§ **PROBLEM**:
Write out only the lines from the line containing "Convert this screenshot" to the end of the listing below, both included, exactly as they stand. Drop the pictures.

§ **EXTRACTED DATA**:
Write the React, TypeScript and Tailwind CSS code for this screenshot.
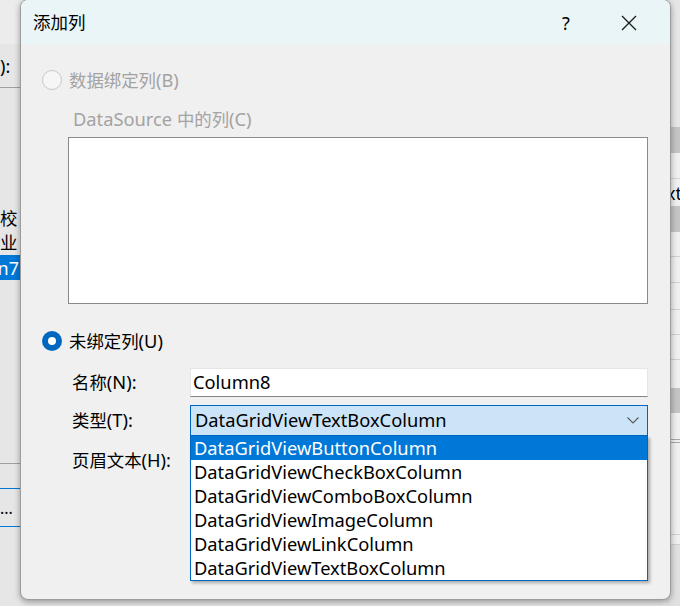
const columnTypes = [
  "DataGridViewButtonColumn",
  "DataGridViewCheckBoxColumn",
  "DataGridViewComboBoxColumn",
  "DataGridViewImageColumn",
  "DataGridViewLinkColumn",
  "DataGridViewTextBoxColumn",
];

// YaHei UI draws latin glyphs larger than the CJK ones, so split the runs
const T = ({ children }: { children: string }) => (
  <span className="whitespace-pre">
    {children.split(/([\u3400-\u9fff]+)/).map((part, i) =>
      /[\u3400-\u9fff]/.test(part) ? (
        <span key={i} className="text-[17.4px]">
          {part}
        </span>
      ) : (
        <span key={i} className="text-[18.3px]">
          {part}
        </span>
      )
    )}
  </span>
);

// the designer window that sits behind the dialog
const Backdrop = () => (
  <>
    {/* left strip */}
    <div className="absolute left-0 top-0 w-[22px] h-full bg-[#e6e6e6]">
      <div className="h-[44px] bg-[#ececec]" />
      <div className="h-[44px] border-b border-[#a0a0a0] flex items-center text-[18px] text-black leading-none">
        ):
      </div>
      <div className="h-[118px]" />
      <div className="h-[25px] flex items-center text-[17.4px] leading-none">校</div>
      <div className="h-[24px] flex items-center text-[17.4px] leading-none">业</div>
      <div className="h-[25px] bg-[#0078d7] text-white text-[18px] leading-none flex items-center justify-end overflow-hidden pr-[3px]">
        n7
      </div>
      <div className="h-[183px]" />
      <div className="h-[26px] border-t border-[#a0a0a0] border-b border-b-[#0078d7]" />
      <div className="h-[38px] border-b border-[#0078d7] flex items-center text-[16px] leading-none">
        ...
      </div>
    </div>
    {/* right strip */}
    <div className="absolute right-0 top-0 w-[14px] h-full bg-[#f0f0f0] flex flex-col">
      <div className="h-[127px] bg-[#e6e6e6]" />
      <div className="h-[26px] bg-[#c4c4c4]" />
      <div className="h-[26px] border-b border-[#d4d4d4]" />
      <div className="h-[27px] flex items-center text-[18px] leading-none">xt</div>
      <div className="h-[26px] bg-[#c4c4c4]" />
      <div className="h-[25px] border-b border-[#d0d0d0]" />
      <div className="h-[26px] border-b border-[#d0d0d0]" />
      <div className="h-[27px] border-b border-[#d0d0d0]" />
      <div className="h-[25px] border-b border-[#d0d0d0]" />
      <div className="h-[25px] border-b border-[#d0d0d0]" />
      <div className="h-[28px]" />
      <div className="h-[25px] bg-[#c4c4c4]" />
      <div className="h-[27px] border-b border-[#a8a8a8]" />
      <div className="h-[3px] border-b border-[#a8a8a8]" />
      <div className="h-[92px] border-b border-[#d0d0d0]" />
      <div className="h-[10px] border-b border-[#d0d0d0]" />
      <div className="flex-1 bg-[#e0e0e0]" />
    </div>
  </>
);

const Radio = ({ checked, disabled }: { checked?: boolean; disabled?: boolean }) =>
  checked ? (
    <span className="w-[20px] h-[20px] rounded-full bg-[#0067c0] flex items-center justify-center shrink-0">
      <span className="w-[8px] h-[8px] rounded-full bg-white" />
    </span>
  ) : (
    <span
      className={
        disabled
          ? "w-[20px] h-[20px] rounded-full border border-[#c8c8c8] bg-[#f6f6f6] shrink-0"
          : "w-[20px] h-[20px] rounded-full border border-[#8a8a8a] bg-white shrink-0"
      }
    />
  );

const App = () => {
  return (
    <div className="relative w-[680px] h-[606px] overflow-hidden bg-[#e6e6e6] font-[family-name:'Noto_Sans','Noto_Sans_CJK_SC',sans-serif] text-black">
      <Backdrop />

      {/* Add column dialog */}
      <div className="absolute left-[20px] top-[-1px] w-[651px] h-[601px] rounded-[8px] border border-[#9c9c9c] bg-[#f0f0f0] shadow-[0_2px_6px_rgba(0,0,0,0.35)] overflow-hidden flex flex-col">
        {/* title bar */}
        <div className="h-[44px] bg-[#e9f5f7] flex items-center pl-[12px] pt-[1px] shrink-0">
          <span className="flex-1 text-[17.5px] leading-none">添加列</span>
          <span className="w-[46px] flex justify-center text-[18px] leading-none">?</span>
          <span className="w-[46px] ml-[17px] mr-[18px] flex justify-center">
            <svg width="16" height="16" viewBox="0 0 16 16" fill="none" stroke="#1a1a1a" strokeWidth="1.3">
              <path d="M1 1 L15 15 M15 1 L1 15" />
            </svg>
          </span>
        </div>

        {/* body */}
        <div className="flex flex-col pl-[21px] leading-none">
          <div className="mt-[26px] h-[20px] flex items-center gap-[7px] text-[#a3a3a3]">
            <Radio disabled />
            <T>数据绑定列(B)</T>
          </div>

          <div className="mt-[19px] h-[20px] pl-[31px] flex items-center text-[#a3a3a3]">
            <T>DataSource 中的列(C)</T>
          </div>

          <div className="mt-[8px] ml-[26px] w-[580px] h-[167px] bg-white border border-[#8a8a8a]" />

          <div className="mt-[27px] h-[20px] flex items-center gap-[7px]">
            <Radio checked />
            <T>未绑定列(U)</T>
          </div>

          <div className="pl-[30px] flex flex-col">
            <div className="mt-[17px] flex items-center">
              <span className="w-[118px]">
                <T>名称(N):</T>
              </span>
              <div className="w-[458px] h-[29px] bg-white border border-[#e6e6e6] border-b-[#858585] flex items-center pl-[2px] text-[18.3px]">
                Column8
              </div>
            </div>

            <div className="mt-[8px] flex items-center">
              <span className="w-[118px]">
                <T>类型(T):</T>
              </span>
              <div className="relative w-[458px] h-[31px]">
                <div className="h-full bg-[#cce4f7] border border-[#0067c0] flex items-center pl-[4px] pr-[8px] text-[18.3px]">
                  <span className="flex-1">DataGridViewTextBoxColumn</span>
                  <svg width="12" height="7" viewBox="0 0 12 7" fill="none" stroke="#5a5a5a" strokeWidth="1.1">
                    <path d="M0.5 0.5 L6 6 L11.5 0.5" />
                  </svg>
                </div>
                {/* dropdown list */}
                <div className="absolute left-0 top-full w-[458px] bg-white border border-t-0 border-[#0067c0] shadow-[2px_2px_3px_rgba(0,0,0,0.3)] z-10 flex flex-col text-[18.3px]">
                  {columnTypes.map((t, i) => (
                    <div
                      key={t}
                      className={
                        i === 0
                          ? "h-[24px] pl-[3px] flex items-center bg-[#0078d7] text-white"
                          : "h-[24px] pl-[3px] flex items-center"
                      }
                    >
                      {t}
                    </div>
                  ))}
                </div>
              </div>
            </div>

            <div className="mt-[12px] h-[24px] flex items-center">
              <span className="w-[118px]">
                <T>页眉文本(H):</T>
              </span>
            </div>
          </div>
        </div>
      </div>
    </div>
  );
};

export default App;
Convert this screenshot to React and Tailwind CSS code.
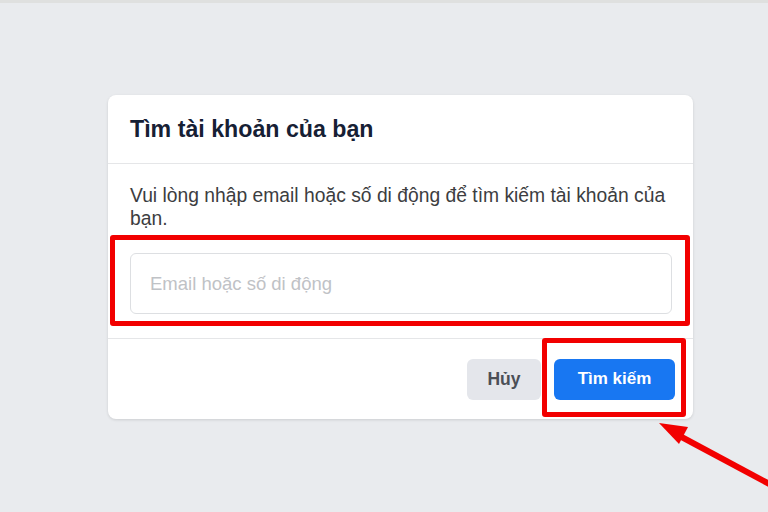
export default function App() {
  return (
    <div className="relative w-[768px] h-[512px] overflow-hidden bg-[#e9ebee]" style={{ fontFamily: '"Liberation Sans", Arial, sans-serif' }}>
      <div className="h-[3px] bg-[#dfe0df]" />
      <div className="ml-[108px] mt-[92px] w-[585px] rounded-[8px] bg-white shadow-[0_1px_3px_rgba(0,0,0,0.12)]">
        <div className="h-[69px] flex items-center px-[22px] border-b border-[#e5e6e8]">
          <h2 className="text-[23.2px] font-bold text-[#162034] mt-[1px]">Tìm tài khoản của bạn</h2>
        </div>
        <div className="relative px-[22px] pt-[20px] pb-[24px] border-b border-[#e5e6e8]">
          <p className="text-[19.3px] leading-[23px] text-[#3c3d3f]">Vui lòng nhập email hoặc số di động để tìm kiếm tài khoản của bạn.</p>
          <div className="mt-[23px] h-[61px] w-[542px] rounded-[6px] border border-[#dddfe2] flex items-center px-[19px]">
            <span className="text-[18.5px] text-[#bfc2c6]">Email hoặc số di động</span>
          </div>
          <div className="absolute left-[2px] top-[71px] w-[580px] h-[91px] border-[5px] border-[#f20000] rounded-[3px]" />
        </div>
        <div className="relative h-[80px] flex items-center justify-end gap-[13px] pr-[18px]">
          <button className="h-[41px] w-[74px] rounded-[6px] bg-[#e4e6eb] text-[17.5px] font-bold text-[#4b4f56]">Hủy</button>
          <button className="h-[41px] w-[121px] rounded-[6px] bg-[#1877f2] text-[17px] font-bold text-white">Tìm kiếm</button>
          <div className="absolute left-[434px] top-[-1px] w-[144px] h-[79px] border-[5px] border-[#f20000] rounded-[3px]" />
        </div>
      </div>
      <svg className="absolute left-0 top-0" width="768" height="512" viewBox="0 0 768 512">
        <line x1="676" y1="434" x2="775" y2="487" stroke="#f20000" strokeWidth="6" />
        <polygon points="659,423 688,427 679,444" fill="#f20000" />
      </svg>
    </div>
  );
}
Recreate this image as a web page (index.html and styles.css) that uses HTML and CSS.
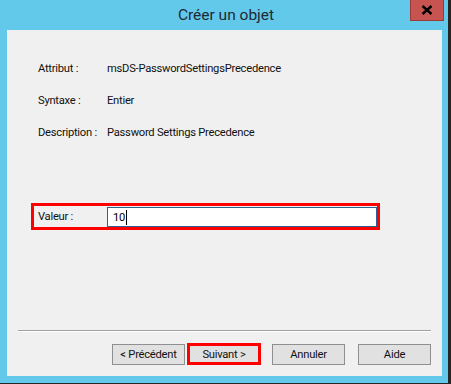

§ **SOLUTION TO THIS PROBLEM**:
Convert this screenshot to React and Tailwind CSS code.
export default function App() {
  return (
    <div className="relative w-[768px] h-[512px] overflow-hidden bg-[#e9ebee]" style={{ fontFamily: '"Liberation Sans", Arial, sans-serif' }}>
      <div className="h-[3px] bg-[#dfe0df]" />
      <div className="ml-[108px] mt-[92px] w-[585px] rounded-[8px] bg-white shadow-[0_1px_3px_rgba(0,0,0,0.12)]">
        <div className="h-[69px] flex items-center px-[22px] border-b border-[#e5e6e8]">
          <h2 className="text-[23.2px] font-bold text-[#162034] mt-[1px]">Tìm tài khoản của bạn</h2>
        </div>
        <div className="relative px-[22px] pt-[20px] pb-[24px] border-b border-[#e5e6e8]">
          <p className="text-[19.3px] leading-[23px] text-[#3c3d3f]">Vui lòng nhập email hoặc số di động để tìm kiếm tài khoản của bạn.</p>
          <div className="mt-[23px] h-[61px] w-[542px] rounded-[6px] border border-[#dddfe2] flex items-center px-[19px]">
            <span className="text-[18.5px] text-[#bfc2c6]">Email hoặc số di động</span>
          </div>
          <div className="absolute left-[2px] top-[71px] w-[580px] h-[91px] border-[5px] border-[#f20000] rounded-[3px]" />
        </div>
        <div className="relative h-[80px] flex items-center justify-end gap-[13px] pr-[18px]">
          <button className="h-[41px] w-[74px] rounded-[6px] bg-[#e4e6eb] text-[17.5px] font-bold text-[#4b4f56]">Hủy</button>
          <button className="h-[41px] w-[121px] rounded-[6px] bg-[#1877f2] text-[17px] font-bold text-white">Tìm kiếm</button>
          <div className="absolute left-[434px] top-[-1px] w-[144px] h-[79px] border-[5px] border-[#f20000] rounded-[3px]" />
        </div>
      </div>
      <svg className="absolute left-0 top-0" width="768" height="512" viewBox="0 0 768 512">
        <line x1="676" y1="434" x2="775" y2="487" stroke="#f20000" strokeWidth="6" />
        <polygon points="659,423 688,427 679,444" fill="#f20000" />
      </svg>
    </div>
  );
}
Recreate this image as a web page (index.html and styles.css) that uses HTML and CSS.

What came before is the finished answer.